How had Watts and Millais come to paint their works for the Uffizi? It was thanks to the relatively new President of the Academy, Frederic Leighton, whose election in November 1878, following the death of seventy-five-year-old Francis Grant, marked a new era in the history of the institution. Leighton opened out the Academy by virtue of his cosmopolitan background and outlook. Attaining the presidency as he was about to turn forty-eight, he brought vigour, purpose, and his highly refined social skills to the job. While staying in Florence in October 1879, as part of his role as head of the British art establishment, Leighton met with the director of the Uffizi Gallery. Their discussion focused on the lack of representation of the contemporary English school in the great collection of artists’ self-portraits. How instrumental Leighton might have been in introducing this subject is not known, but straightaway the director invited him to submit his own self-portrait and to recommend two other artists to send theirs as well. Although British artists of the eighteenth and earlier nineteenth centuries featured in the collection, the practice had fallen off for at least a generation. Leighton had no hesitation in naming Watts and Millais, endorsing them as the best representatives of contemporary art to a European audience. Both artists had recently made outstanding appearances in the Exposition Universelle (1878) in Paris, showing more works (ten each) than any other contributors. Watts’ nine paintings (including Love and Death and one sculpture) gained the only first-class medal for a British artist.
For Watts, the request to paint a self-portrait for the Uffizi struck a chord, as he had lived in Florence in the 1840s and considered the collection of artists’ self-portraits there as “the most interesting gallery I know”.1 He was, in addition, an avid painter of his own image, in direct contrast to Millais for whom there are no finished oil self-portraits prior to this date. Both artists adopted the convention of depicting themselves as professional painters, wearing brown work jackets and holding palettes. Set against a plain background, Millais looks out with a steady gaze, very much a man of the present day. In contrast, Watts evokes the Old Masters, not only in the detail of his Titian-like skullcap, but also in the glowing Venetian colours of the background. There is a seriousness of purpose in his approach to the self-portrait as he aggrandises his image by situating himself in profile in front of a recent major work, Time, Death and Judgment.

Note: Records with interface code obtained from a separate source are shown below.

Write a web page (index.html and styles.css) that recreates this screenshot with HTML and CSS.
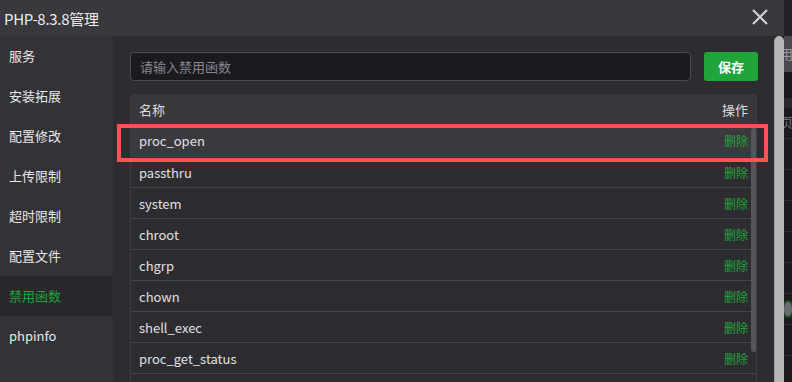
FILE: index.html
```html
<!DOCTYPE html>
<html lang="zh-CN">
<head>
<meta charset="utf-8">
<title>PHP-8.3.8管理</title>
<link rel="stylesheet" href="styles.css">
</head>
<body>
<div class="page">
  <div class="dialog">
    <div class="titlebar">
      <span class="title">PHP-8.3.8管理</span>
      <svg class="close" width="18" height="18" viewBox="0 0 18 18"><path d="M2 2 L16 16 M16 2 L2 16" stroke="#d4d4d6" stroke-width="2" fill="none"/></svg>
    </div>
    <div class="dbody">
      <ul class="sidebar">
        <li>服务</li>
        <li>安装拓展</li>
        <li>配置修改</li>
        <li>上传限制</li>
        <li>超时限制</li>
        <li>配置文件</li>
        <li class="active">禁用函数</li>
        <li>phpinfo</li>
      </ul>
      <div class="content">
        <div class="toolbar">
          <input class="fn-input" type="text" placeholder="请输入禁用函数">
          <button class="btn-save">保存</button>
        </div>
        <div class="table-wrap">
          <div class="row head"><span>名称</span><span>操作</span></div>
          <div class="row hover"><span>proc_open</span><a class="del">删除</a></div>
          <div class="row"><span>passthru</span><a class="del">删除</a></div>
          <div class="row"><span>system</span><a class="del">删除</a></div>
          <div class="row"><span>chroot</span><a class="del">删除</a></div>
          <div class="row"><span>chgrp</span><a class="del">删除</a></div>
          <div class="row"><span>chown</span><a class="del">删除</a></div>
          <div class="row"><span>shell_exec</span><a class="del">删除</a></div>
          <div class="row"><span>proc_get_status</span><a class="del">删除</a></div>
          <div class="row"></div>
          <div class="thumb"></div>
        </div>
      </div>
      <div class="vscroll"></div>
    </div>
  </div>
  <div class="behind">
    <div class="b-top"></div>
    <div class="b-band">用</div>
    <div class="b-dark"></div>
    <div class="b-line"></div>
    <div class="b-row">页</div>
    <div class="b-row"></div>
    <div class="b-row"></div>
    <div class="b-row"></div>
    <div class="b-row"></div>
    <div class="b-row"></div>
    <div class="b-toggle"><span></span></div>
    <div class="b-row"></div>
  </div>
  <div class="mark"></div>
</div>
</body>
</html>
```
FILE: styles.css
```css
* { box-sizing: border-box; }
html, body { margin: 0; padding: 0; }
body {
  width: 792px;
  height: 382px;
  overflow: hidden;
  background: #1c1b20;
  font-family: "Noto Sans CJK SC", "Noto Sans", sans-serif;
  color: #e2e2e4;
}
.page {
  position: relative;
  display: flex;
  width: 792px;
  height: 382px;
}
.dialog {
  width: 784px;
  display: flex;
  flex-direction: column;
  flex: none;
}
.titlebar {
  height: 36px;
  background: #39383d;
  display: flex;
  align-items: center;
  justify-content: space-between;
  padding: 0 15px 0 4px;
}
.title {
  font-size: 15px;
  color: #ececee;
  letter-spacing: -0.3px;
}
.close { display: block; margin-top: -2px; }
.dbody {
  flex: 1;
  display: flex;
  min-height: 0;
}
.sidebar {
  list-style: none;
  margin: 0;
  padding: 0;
  width: 113px;
  background: #333237;
  flex: none;
}
.sidebar li {
  height: 40px;
  line-height: 40px;
  padding-left: 9px;
  font-size: 13px;
  color: #e8e8ea;
}
.sidebar li.active {
  background: #29282d;
  color: #20a53a;
}
.content {
  width: 661px;
  flex: none;
  background: #2d2c31;
  padding: 16px 16px 0 17px;
  overflow: hidden;
}
.toolbar {
  display: flex;
  gap: 13px;
  height: 29px;
}
.fn-input {
  width: 561px;
  height: 29px;
  background: #1b1a1f;
  border: 1px solid #4b4a50;
  border-radius: 4px;
  padding: 0 9px;
  font-family: inherit;
  font-size: 13px;
  color: #e2e2e4;
  outline: none;
}
.fn-input::placeholder { color: #88878d; }
.btn-save {
  width: 54px;
  height: 29px;
  border: 0;
  border-radius: 3px;
  background: #20a53a;
  color: #fff;
  font-family: inherit;
  font-size: 13px;
  font-weight: bold;
  padding: 0;
}
.table-wrap {
  position: relative;
  margin-top: 13px;
  width: 627px;
  border-left: 1px solid #3e3d42;
  border-right: 1px solid #3e3d42;
  border-radius: 4px 4px 0 0;
}
.row {
  height: 31px;
  border-bottom: 1px solid #45444a;
  display: flex;
  align-items: center;
  justify-content: space-between;
  padding: 0 8px 0 8px;
  font-size: 13px;
  color: #e0e0e2;
}
.row.head {
  background: #38373c;
  border-radius: 4px 4px 0 0;
  border-bottom: 0;
  color: #dcdcde;
}
.row.hover { background: #3a393e; height: 32px; }
.del {
  color: #20a53a;
  font-size: 12px;
}
.thumb {
  position: absolute;
  right: 0;
  top: 34px;
  width: 5px;
  height: 224px;
  border-radius: 3px;
  background: #56555b;
}
.vscroll {
  width: 10px;
  flex: none;
  background: #b6b6b8;
  border-radius: 5px 5px 0 0;
  border-left: 1px solid #a3a3a5;
}
.behind {
  flex: 1;
  display: flex;
  flex-direction: column;
  overflow: hidden;
  font-size: 13px;
  color: #8e8d92;
  white-space: nowrap;
}
.b-top { height: 36px; background: #222126; }
.b-band { height: 36px; background: #4a494e; line-height: 36px; color: #9a999e; text-indent: -4px; }
.b-dark { height: 26px; background: #19181d; }
.b-line { height: 10px; background: #29282d; }
.b-row { height: 31px; border-bottom: 1px solid #2e2d32; background: #1b1a1f; line-height: 28px; text-indent: -4px; color: #6f6e73; }
.b-toggle { height: 31px; background: #1b1a1f; display: flex; align-items: center; border-bottom: 1px solid #2e2d32; }
.b-toggle span { width: 14px; height: 14px; border-radius: 50%; background: #6b6a70; box-shadow: 0 0 0 2px #1e4a28; }
.mark {
  position: absolute;
  left: 117px;
  top: 124px;
  width: 651px;
  height: 38px;
  border: 4px solid #fa5353;
  pointer-events: none;
}
```
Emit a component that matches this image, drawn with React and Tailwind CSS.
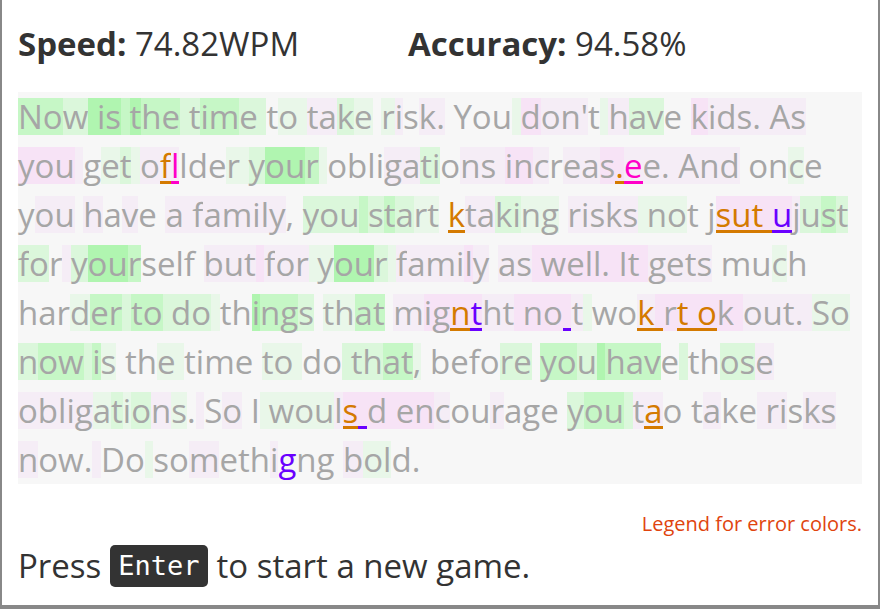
import React from 'react';

const bgFor = {
    '3': 'bg-[#b0f5b0]',
    '2': 'bg-[#c6f7c6]',
    '1': 'bg-[#dbf7db]',
    '0': 'bg-[#e9f7e9]',
    'a': 'bg-[#f5edf6]',
    'b': 'bg-[#f7e3f6]',
    '.': '',
};

const errFor = {
    O: 'text-[#d47a00] shadow-[inset_0_-3px_0_#d47a00]',
    M: 'text-[#ff00c8] shadow-[inset_0_-3px_0_#ff00c8]',
    U: 'text-[#6a00ff] shadow-[inset_0_-3px_0_#6a00ff]',
    V: 'text-[#6a00ff]',
};

const lines = [
    {
        text: "Now is the time to take risk. You don't have kids. As",
        heat: "2213332322112211.00aa10.0a.aa....0baaa.0a11..baaaaaaa",
        errors: {},
    },
    {
        text: "you get ofllder your obligations increas.ee. And once",
        heat: "bbba.010aaa...0013320....aa11.aaabba.aabbaaaaaaa...0.",
        errors: { 9: 'O', 10: 'M', 40: 'O', 41: 'M' },
    },
    {
        text: "you have a family, you start ktaking risks not jsut ujust",
        heat: ".aa.a.a..aaaaaaaa..111212100..aa1100.aaaaa000...bbbbba121",
        errors: { 29: 'O', 48: 'O', 49: 'O', 50: 'O', 51: 'O', 52: 'U' },
    },
    {
        text: "for yourself but for your family as well. It gets much",
        heat: "11.a1332.....aaabaaa003310aaaaba.aabbbbbbbbbbaaaa...0.",
        errors: {},
    },
    {
        text: "harder to do things that migntht no t wok rt ok out. So",
        heat: "...0221221110..3221.0022.abbbbaabbbba0..abbbbbbbaaaaa00",
        errors: { 28: 'O', 29: 'U', 35: 'U', 40: 'O', 41: 'O', 43: 'O', 44: 'O', 45: 'O' },
    },
    {
        text: "now is the time to do that, before you have those",
        heat: "122120...00.....000..111220.....11.2213222.1..11a",
        errors: {},
    },
    {
        text: "obligations. So I wouls d encourage you tao take risks",
        heat: "aaaaa0101a0.a.a..0000abbbbbba..a....1221aa...a..aaa.aa",
        errors: { 22: 'O', 23: 'U', 41: 'O' },
    },
    {
        text: "now. Do somethigng bold.",
        heat: "a...a..0..a...a....a00..",
        errors: { 15: 'V' },
    },
];

function Line({ line }) {
    return (
        <div className="h-[49px] leading-[49px] whitespace-pre">
            {line.text.split('').map((ch, i) => {
                const err = line.errors[i];
                const bg = bgFor[line.heat[i] || '.'] || '';
                return (
                    <span key={i} className={'inline-block h-[37px] leading-[37px] ' + bg + ' ' + (err ? errFor[err] : '')}>
                        {ch}
                    </span>
                );
            })}
        </div>
    );
}

export default function App() {
    return (
        <div className="bg-white w-[880px] h-[610px] overflow-hidden font-['Open_Sans',sans-serif]">
            <div className="h-[609px] border-x-2 border-b-4 border-[#888888] px-[16px]">
                <div className="h-[88px] flex items-center text-[33px] text-[#333333]">
                    <div className="w-[390px]">
                        <span className="font-bold">Speed:</span> 74.82WPM
                    </div>
                    <div>
                        <span className="font-bold">Accuracy:</span> 94.58%
                    </div>
                </div>

                <div className="mt-[4px] bg-[#f7f7f7] text-[33px] text-[#a6a6a6]">
                    {lines.map((line, i) => (
                        <Line key={i} line={line}></Line>
                    ))}
                </div>

                <div className="mt-[26px] text-right text-[20px] leading-[28px] text-[#e0440e]">
                    Legend for error colors.
                </div>

                <div className="mt-[7px] flex items-center h-[42px] text-[33px] text-[#333333]">
                    <span>Press</span>
                    <kbd className="mx-[9px] h-[42px] px-[8px] flex items-center rounded-[5px] bg-[#333333] text-white text-[27px] font-['DejaVu_Sans_Mono',monospace]">
                        Enter
                    </kbd>
                    <span>to start a new game.</span>
                </div>
            </div>
        </div>
    );
}
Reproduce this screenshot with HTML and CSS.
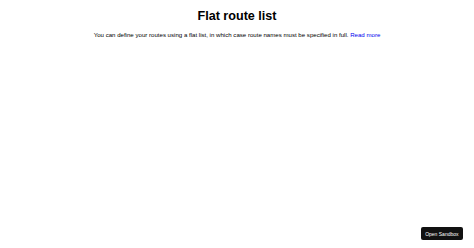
FILE: index.html
```html
<!DOCTYPE html>
<html>
<head>
<meta charset="utf-8">
<link rel="stylesheet" href="styles.css">
</head>
<body>
<main class="page">
  <h1 class="title">Flat route list</h1>
  <p class="intro">You can define your routes using a flat list, in which case route names must be specified in full. <a href="#" class="link">Read more</a></p>
</main>
<a class="sandbox" href="#">Open Sandbox</a>
</body>
</html>
```
FILE: styles.css
```css
html, body {
  margin: 0;
  padding: 0;
  background: #ffffff;
}
body {
  font-family: "Liberation Sans", Arial, sans-serif;
  color: #000;
}
.page {
  text-align: center;
}
.title {
  font-size: 12.6px;
  font-weight: bold;
  margin: 8.5px 0 0;
  line-height: normal;
}
.intro {
  font-size: 6.1px;
  margin: 8.5px 0 0;
  line-height: normal;
}
.link {
  color: #0000ee;
  text-decoration: none;
  border-bottom: 1px solid #0000ee;
}
.sandbox {
  position: fixed;
  right: 11px;
  bottom: 8px;
  background: #111;
  color: #fff;
  font-size: 5px;
  line-height: 6px;
  padding: 3.5px 4.5px;
  border-radius: 2px;
  text-decoration: none;
}
```
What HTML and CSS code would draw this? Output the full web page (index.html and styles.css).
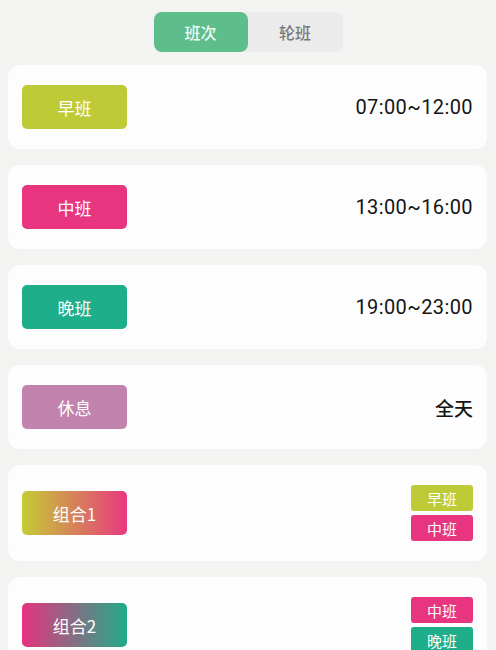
FILE: index.html
```html
<!DOCTYPE html>
<html lang="zh">
<head>
<meta charset="utf-8">
<link rel="stylesheet" href="styles.css">
</head>
<body>
<div class="page">
  <div class="toggle-wrap">
    <div class="toggle">
      <div class="seg active">班次</div>
      <div class="seg">轮班</div>
    </div>
  </div>
  <div class="list">
    <div class="card">
      <div class="tag morning">早班</div>
      <div class="time">07:00~12:00</div>
    </div>
    <div class="card">
      <div class="tag middle">中班</div>
      <div class="time">13:00~16:00</div>
    </div>
    <div class="card">
      <div class="tag night">晚班</div>
      <div class="time">19:00~23:00</div>
    </div>
    <div class="card">
      <div class="tag rest">休息</div>
      <div class="time cjk">全天</div>
    </div>
    <div class="card tall">
      <div class="tag combo1">组合1</div>
      <div class="mini-list">
        <div class="mini morning">早班</div>
        <div class="mini middle">中班</div>
      </div>
    </div>
    <div class="card tall">
      <div class="tag combo2">组合2</div>
      <div class="mini-list">
        <div class="mini middle">中班</div>
        <div class="mini night">晚班</div>
      </div>
    </div>
  </div>
</div>
</body>
</html>
```
FILE: styles.css
```css
html, body {
  margin: 0;
  padding: 0;
  background: #f3f3f2;
  font-family: "Noto Sans CJK SC", "Noto Sans", sans-serif;
}
.page {
  padding: 12px 9px 0 8px;
}
.toggle-wrap {
  display: flex;
  justify-content: center;
  padding-left: 1px;
}
.toggle {
  display: flex;
  width: 189px;
  height: 40px;
  background: #ebebeb;
  border-radius: 8px;
}
.seg {
  flex: 1;
  display: flex;
  align-items: center;
  justify-content: center;
  font-size: 16px;
  font-weight: 500;
  color: #7a7a7a;
  border-radius: 8px;
}
.seg.active {
  flex: 0 0 94px;
  background: #5dbd8b;
  color: #eef8f2;
}
.list {
  margin-top: 13px;
  display: flex;
  flex-direction: column;
  gap: 16px;
}
.card {
  height: 84px;
  background: #fdfdfd;
  border-radius: 12px;
  display: flex;
  align-items: center;
  justify-content: space-between;
  padding: 0 14px 0 14px;
}
.card.tall {
  height: 96px;
}
.tag {
  width: 105px;
  height: 44px;
  border-radius: 5px;
  display: flex;
  align-items: center;
  justify-content: center;
  color: #fff;
  font-size: 17px;
}
.time {
  font-family: Roboto, "Noto Sans CJK SC", sans-serif;
  font-size: 20px;
  letter-spacing: 0.4px;
  color: #141414;
}
.time.cjk {
  font-family: "Noto Sans CJK SC", sans-serif;
  font-size: 19px;
  font-weight: 500;
  letter-spacing: 0;
}
.mini-list {
  display: flex;
  flex-direction: column;
  gap: 4px;
}
.mini {
  width: 62px;
  height: 26px;
  border-radius: 3px;
  display: flex;
  align-items: center;
  justify-content: center;
  color: #fff;
  font-size: 15px;
}
.morning { background: #bfcb36; }
.middle { background: #e8357f; }
.night { background: #1eae89; }
.rest { background: #c283ae; }
.combo1 { background: linear-gradient(to right, #c4cc35, #e8397e); }
.combo2 { background: linear-gradient(to right, #e6337f, #1fac88); }
```
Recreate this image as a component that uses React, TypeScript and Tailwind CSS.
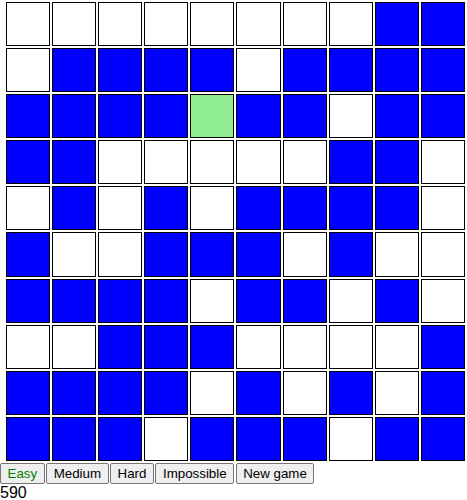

It would take Leighton another year to complete his own self-portrait for the Uffizi, but at the Academy in 1880, Watts and Millais were paired at the far end of Gallery III, the largest space in Burlington House. If one stood in the Central Hall, the two works marked the end of the axial view on the main wall of Gallery III. Indeed, at least one reviewer commented on the positioning of these works as pendants “at the head of the Great Room”.2 The placement of these paintings set up a dialogue between Watts and Millais as leaders of the British School with essentially different points of view. Millais had attained success and wealth with his choice of popular subjects and the display of his virtuoso technique, whereas Watts aspired to be a modern Old Master.
Thanks to Leighton’s international connections, British art went out into the world with a newly heightened reputation. Contemporary accounts lauded these “Foreign Honours to English Art”.3 The two self-portraits by Watts and Millais were about to travel to Italy to join the gallery of the greatest artists in history where they would keep company with Rembrandt, Titian, and Reynolds (and where they still hang today). These works resonated beyond the rooms of Burlington House, as this Academy Exhibition placed contemporary British artists on the world stage.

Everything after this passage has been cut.